Les pièces adressées à
la chambre sont renvoyées à la commission des pétitions. Une pétition relative
aux opérations du cadastre est renvoyée à la commission chargée de constater
l’état de opérations cadastrales.
M. Van Hoobrouck appelle l’attention de la chambre
sur une autre pétition. - Messieurs, dit-il, un fermier dont les terres sont
situées en Belgique et dont les bâtiments d’exploitation sont placés dans le
territoire qui doit être un jour cédé à
Je demande que l’on
déclaré qu’il y a urgence de faire un rapport sur la pétition. Il suffit de
signaler une position aussi bizarre à M. le ministre des finances pour la faire
cesser. J’ai déjà demandé que la commission des pétitions s’occupât d’une
pétition à peu près semblable, et le rapport ne nous en a pas été présenté ; je
ne sais à quoi tient cette négligence.
Second vote des articles
(proposition d’ajournement)
M.
le président. - M. Dubus propose de renvoyer le vote définitif de cette
loi à un mois.
M. Dubus. - L’une des dispositions du projet
de loi était signalée comme urgente, parce qu’elle est relative à l’industriel
qui, par sa pétition, a provoqué le projet dont nous nous occupons. Il ne faut
pas ajourner à un mois la demande que fait le pétitionnaire, de venir s’établir
chez nous avec ses machines, mais on peut ajourner le vote définitif à cinq ou
six jours, ou après le vote de la loi des finances. Dans l’intervalle, des
renseignements nous viendront sur toutes les dispositions de la loi, si ces
dispositions renferment quelque chose de contraire à nos intérêts industriels.

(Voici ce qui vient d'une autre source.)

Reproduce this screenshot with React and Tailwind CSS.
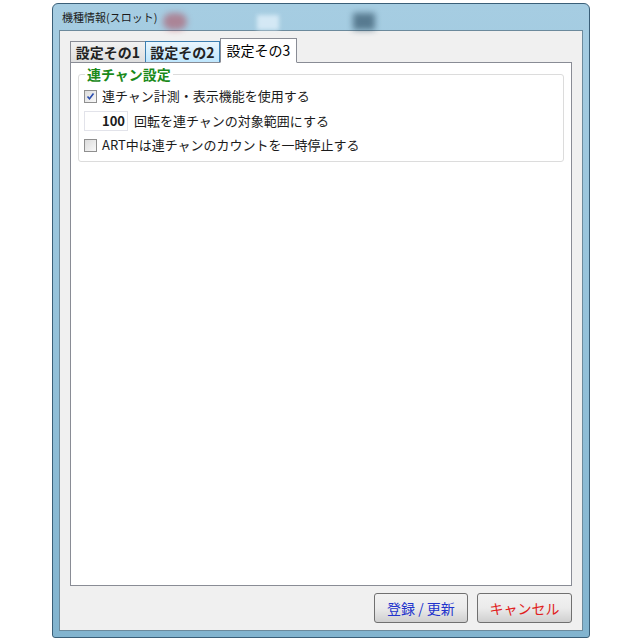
import { useState } from 'react'

const jp = { fontFamily: '"Noto Sans CJK JP", "Liberation Sans", sans-serif' }

function Check({ checked }) {
  return (
    <span className="inline-flex w-[13px] h-[13px] border border-[#8f8f8f] bg-gradient-to-br from-[#dcdcdc] to-[#f8f8f8] items-center justify-center">
      {checked && (
        <svg width="9" height="9" viewBox="0 0 9 9">
          <path d="M1.5 4.5 L3.5 6.8 L7.5 1.5" fill="none" stroke="#2a4dae" strokeWidth="1.6" />
        </svg>
      )}
    </span>
  )
}

export default function App() {
  const [tab, setTab] = useState(2)
  const [useRen, setUseRen] = useState(true)
  const [pauseArt, setPauseArt] = useState(false)
  const tabs = ['設定その1', '設定その2', '設定その3']

  return (
    <div className="w-[640px] h-[640px] bg-white relative" style={jp}>
      <div className="absolute left-[52px] top-[3px] w-[538px] h-[635px] rounded-t-[6px] rounded-b-[3px] border border-[#3a5f78] bg-gradient-to-b from-[#a6cde2] via-[#95c2da] to-[#82b4cf] flex flex-col px-[6px] pb-[6px]">
        {/* title bar */}
        <div className="h-[26px] flex items-center pl-[3px] text-[11px] text-[#1b1b1b] relative">
          <span className="absolute left-[104px] top-[9px] w-[24px] h-[17px] rounded-full bg-[#b04a5a] opacity-55 blur-[3px]" />
          <span className="absolute left-[198px] top-[11px] w-[22px] h-[15px] bg-[#e0f0fa] opacity-80 blur-[2px]" />
          <span className="absolute left-[294px] top-[9px] w-[22px] h-[17px] bg-[#24445a] opacity-60 blur-[3px]" />
          <span className="relative">機種情報(スロット)</span>
        </div>
        {/* client area */}
        <div className="flex-1 bg-[#f0f0f0] border border-[#6c8a9c] flex flex-col px-[10px] pt-[6px] pb-[7px]">
          {/* tabs */}
          <div className="flex items-end h-[25px] relative z-10">
            {tabs.map((t, i) => {
              const sel = i === tab
              return (
                <button
                  key={t}
                  onClick={() => setTab(i)}
                  className={
                    sel
                      ? 'w-[77px] h-[25px] -mb-px bg-white border border-[#898c95] border-b-white text-[14px] text-black'
                      : i === 1
                      ? 'w-[75px] h-[21px] -ml-px bg-gradient-to-b from-[#eaf6fd] to-[#bee6fd] border border-[#3c7fb1] border-b-0 text-[14px] font-semibold text-[#222]'
                      : 'w-[76px] h-[21px] bg-gradient-to-b from-[#f2f2f2] to-[#dedede] border border-[#898c95] border-b-0 text-[14px] font-semibold text-[#222]'
                  }
                >
                  {t}
                </button>
              )
            })}
          </div>
          {/* tab page */}
          <div className="flex-1 bg-white border border-[#898c95] px-[7px] pt-[3px]">
            {tab === 2 && (
              <fieldset className="border border-[#dcdcdc] rounded-[3px] px-[5px] pb-[6px]">
                <legend className="px-[2px] ml-[1px] text-[14px] font-bold text-[#1a8a1a] leading-[16px]">連チャン設定</legend>
                <label className="flex items-center gap-[5px] h-[20px] mt-[4px] text-[13px] text-[#1b1b1b] cursor-pointer" onClick={() => setUseRen(v => !v)}>
                  <Check checked={useRen} />
                  連チャン計測・表示機能を使用する
                </label>
                <div className="flex items-center gap-[6px] h-[29px] text-[13px] text-[#1b1b1b]">
                  <input
                    defaultValue="100"
                    className="w-[44px] h-[20px] border border-[#e2e3ea] text-right pr-[2px] text-[13px] font-bold outline-none"
                  />
                  回転を連チャンの対象範囲にする
                </div>
                <label className="flex items-center gap-[5px] h-[20px] text-[13px] text-[#1b1b1b] cursor-pointer" onClick={() => setPauseArt(v => !v)}>
                  <Check checked={pauseArt} />
                  ART中は連チャンのカウントを一時停止する
                </label>
              </fieldset>
            )}
          </div>
          {/* buttons */}
          <div className="flex justify-end gap-[9px] pt-[7px]">
            <button className="w-[94px] h-[30px] rounded-[3px] border border-[#707070] bg-gradient-to-b from-[#f2f2f2] via-[#ebebeb] to-[#cfcfcf] text-[14px] text-[#2233cc]">
              登録 / 更新
            </button>
            <button className="w-[95px] h-[30px] rounded-[3px] border border-[#707070] bg-gradient-to-b from-[#f2f2f2] via-[#ebebeb] to-[#cfcfcf] text-[14px] text-[#e02020]">
              キャンセル
            </button>
          </div>
        </div>
      </div>
    </div>
  )
}
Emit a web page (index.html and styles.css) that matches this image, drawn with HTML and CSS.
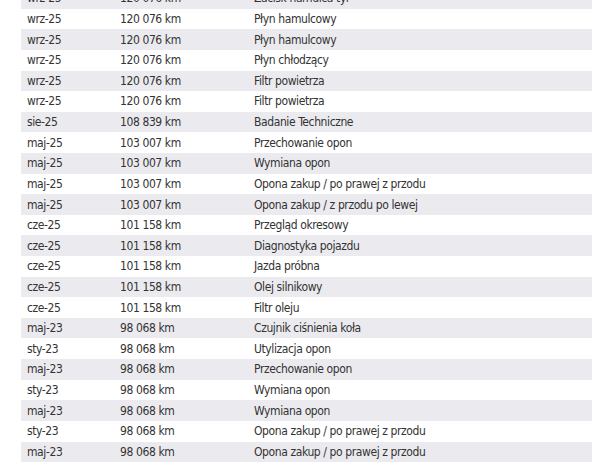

Modifiant ma proposition, je demande que ce vote définitif soit ajourné après
la loi des finances.
M. Zoude,
rapporteur. -
Dans son premier rapport, la commission d’industrie a présenté un projet de loi
comme urgent ; la chambre a renvoyé ce projet à la commission après une
discussion qui a duré une séance, et le vote définitif a été indiqué pour
aujourd’hui ; ainsi il y a chose jugée. J’ai regretté que M. Dumortier n’ait
pas assisté, dans le sein de la commission à l’examen des différentes
propositions qui lui avaient été renvoyées ; il est probable que cet honorable
membre se serait rendu aux raisons qui ont été exposées.
Le projet nouveau
présenté par la commission est utile à l’industrie en général ; il est urgent
relativement à l’industriel dont la pétition nous a été renvoyée. Je demande
que la proposition de M. Dubus ne soit pas admise.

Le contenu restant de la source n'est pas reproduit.